Question:
I have a PDF document with multiple annotations that uses the same image. Each annotation contains a copy of the image, increasing the size of the PDF. How can I consolidate the duplicate images?
Answer:
You can post-process the PDF to go through all annotations and replace all image references with a pointer to the first one.
/*
* This code assumes every annotation reuses the same image.
* Replace all these image references with a pointer to the first one.
* When PDFDoc.Save is called all the extra/duplicate images will be discarded.
*
* TODO: Add your own heuristic/conditional to decide which ones to merge.

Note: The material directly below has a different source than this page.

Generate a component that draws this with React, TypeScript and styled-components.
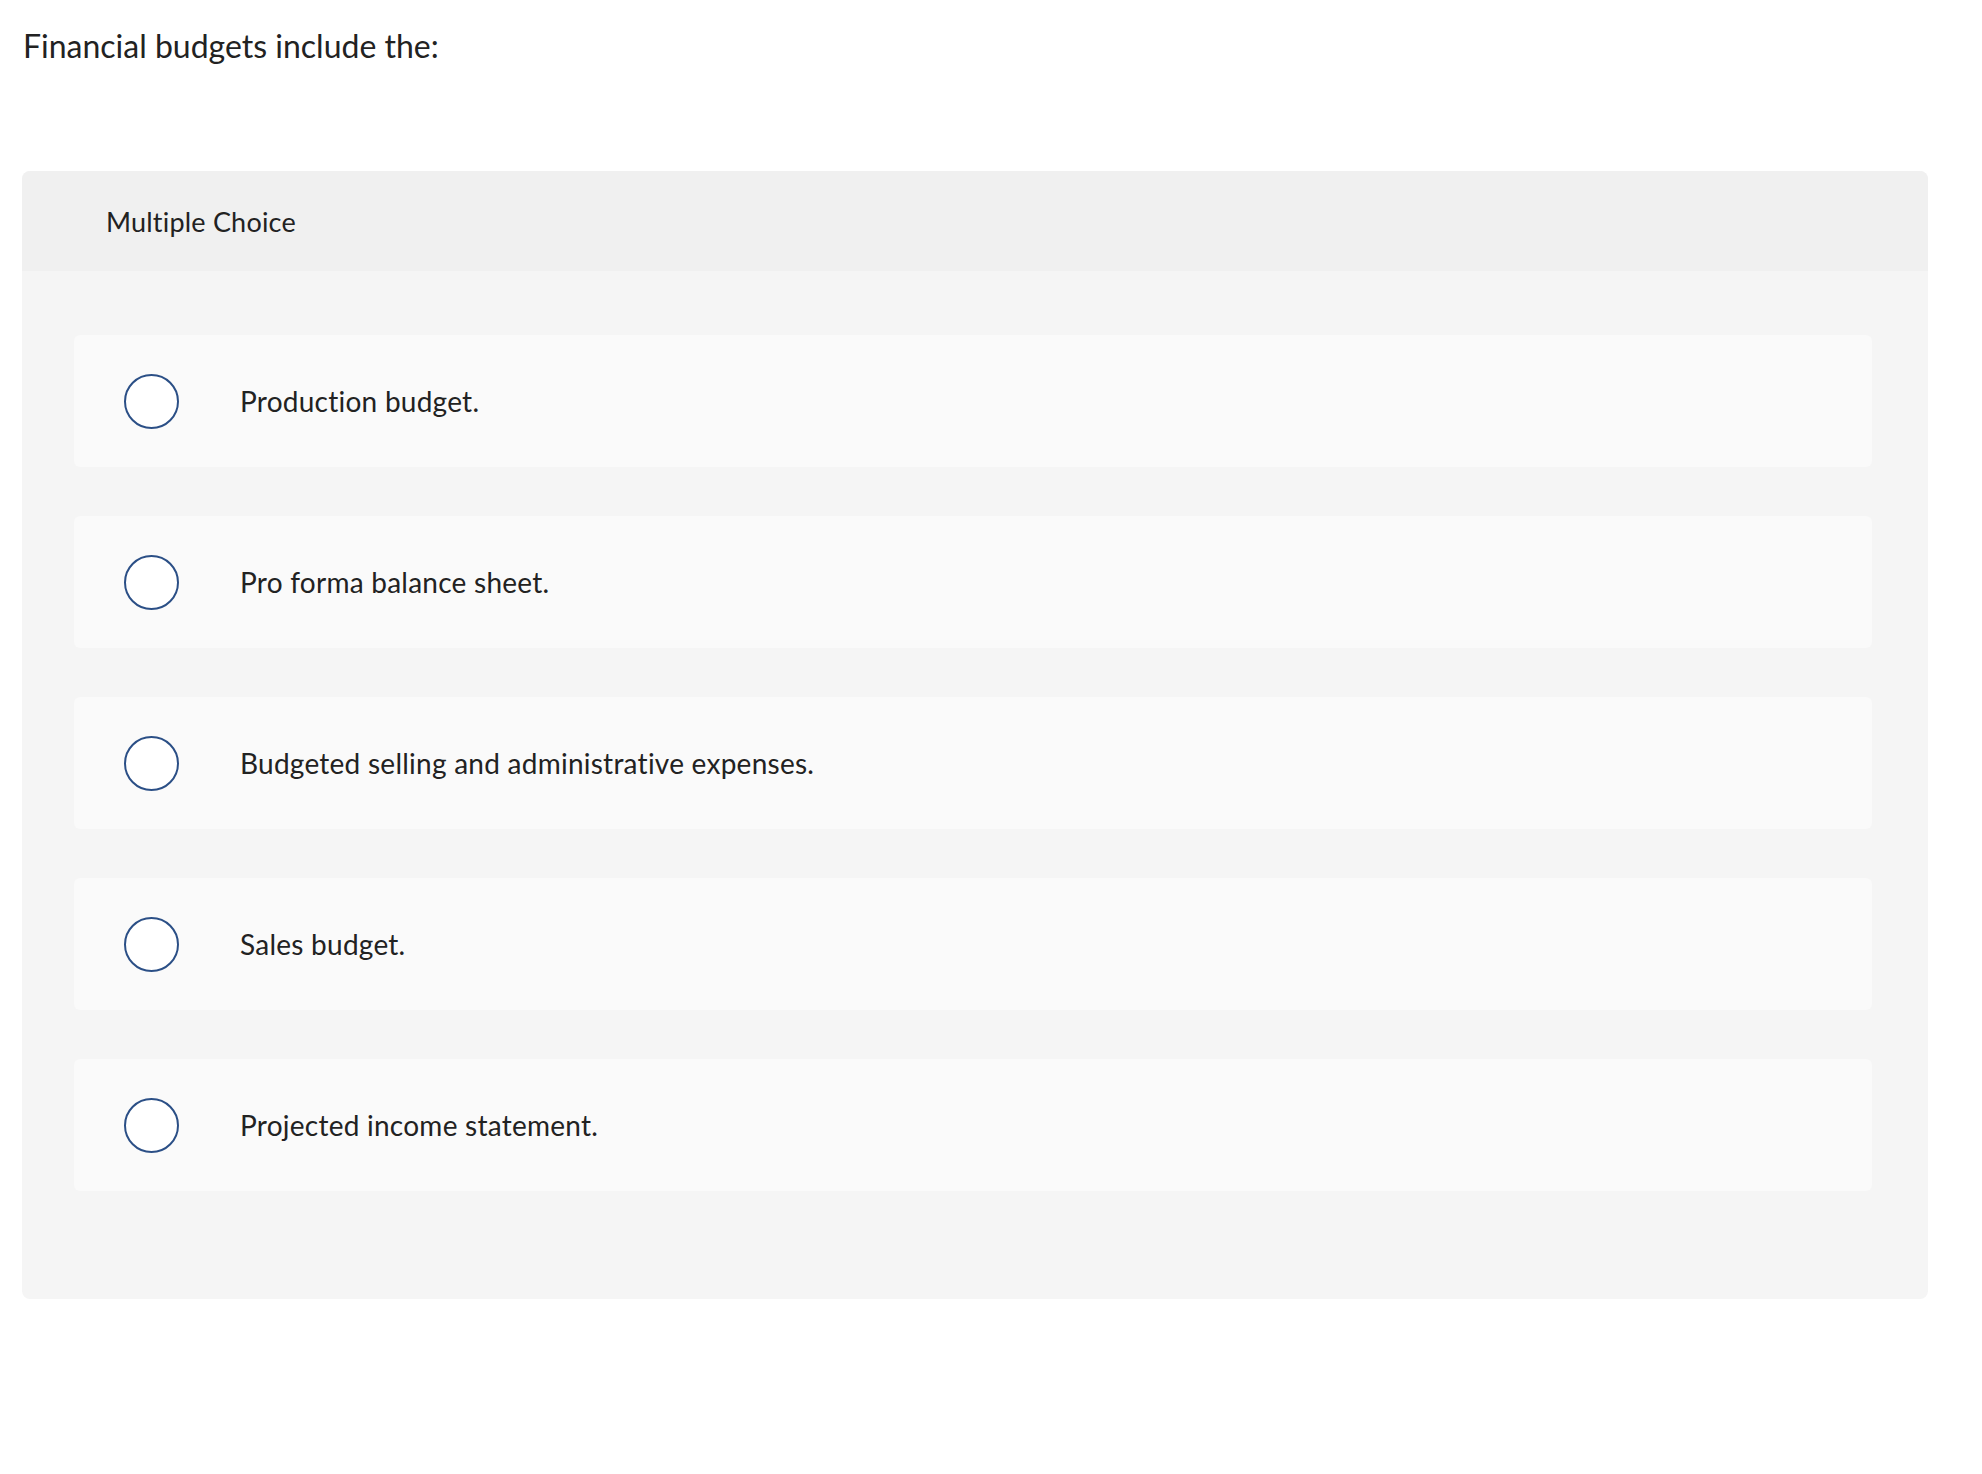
import React from "react";
import styled, { createGlobalStyle } from "styled-components";

const GlobalStyle = createGlobalStyle`
  html, body {
    margin: 0;
    padding: 0;
    background: #ffffff;
  }
  body {
    font-family: "Lato", "Open Sans", Arial, sans-serif;
    color: #222222;
    -webkit-font-smoothing: antialiased;
  }
`;

const Page = styled.div`
  padding: 0 54px 0 22px;
`;

const Question = styled.p`
  margin: 0;
  padding: 28px 0 0 1px;
  height: 171px;
  box-sizing: border-box;
  font-size: 32px;
  line-height: 36px;
  color: #222222;
`;

const Card = styled.section`
  width: 1906px;
  border-radius: 8px;
  overflow: hidden;
  background: #f5f5f5;
`;

const CardHeader = styled.header`
  height: 100px;
  display: flex;
  align-items: center;
  padding-left: 84px;
  background: #f0f0f0;
  font-size: 27px;
  letter-spacing: 0.2px;
  color: #222222;
`;

const Options = styled.div`
  display: flex;
  flex-direction: column;
  gap: 49px;
  padding: 64px 56px 108px 52px;
`;

const Option = styled.label`
  height: 132px;
  display: flex;
  align-items: center;
  gap: 61px;
  padding-left: 50px;
  border-radius: 6px;
  background: #fafafa;
  cursor: pointer;
`;

const Radio = styled.span`
  width: 55px;
  height: 55px;
  flex: none;
  box-sizing: border-box;
  border-radius: 50%;
  border: 2px solid #2b4f86;
  background: #ffffff;
`;

const OptionText = styled.span`
  font-size: 28px;
  letter-spacing: 0.25px;
  color: #222222;
`;

const choices = [
  "Production budget.",
  "Pro forma balance sheet.",
  "Budgeted selling and administrative expenses.",
  "Sales budget.",
  "Projected income statement.",
];

export default function App() {
  return (
    <>
      <GlobalStyle />
      <Page>
        <Question>Financial budgets include the:</Question>
        <Card>
          <CardHeader>Multiple Choice</CardHeader>
          <Options>
            {choices.map((c) => (
              <Option key={c}>
                <Radio />
                <OptionText>{c}</OptionText>
              </Option>
            ))}
          </Options>
        </Card>
      </Page>
    </>
  );
}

E.g. pre-populated list of annotation IDs
*/
for (PageIterator pitr = doc.getPageIterator(); pitr.hasNext(); )
{
Page page = pitr.next();
int num_annots = page.getNumAnnots();
for (int i = 0; i < num_annots; ++i)
{
Annot annot = page.getAnnot(i);
if(!annot.isValid()) return;
Obj ap = annot.getAppearance();
if(ap == null) continue;
Obj objResources = ap.findObj("Resources");
if(objResources == null || !objResources.isDict()) continue;
Obj objXObjects = objResources.findObj("XObject");
if(objXObjects == null || !objXObjects.isDict()) continue;
DictIterator itr = objXObjects.getDictIterator();
for (; itr.hasNext(); itr.next()) {
// itr.key();
Obj objXobject = itr.value();
if(!objXobject.isIndirect()) continue;
Obj objsubType = objXobject.findObj("Subtype");
if(objsubType == null && !objsubType.isName()) continue;
if(!objsubType.getName().equals("Image")) continue;
long objNum = objXobject.getObjNum();
if(imageToReuseObjNum == 0)
{
// first image
imageToReuseObjNum = objNum;
System.out.println("First annot image " + imageToReuseObjNum);
}
else
{
System.out.println("Replacing reference to " + objNum + " with " + imageToReuseObjNum);
objXObjects.put(itr.key().getName(), sdfdoc.getObj(imageToReuseObjNum));
}
break;
}
}
}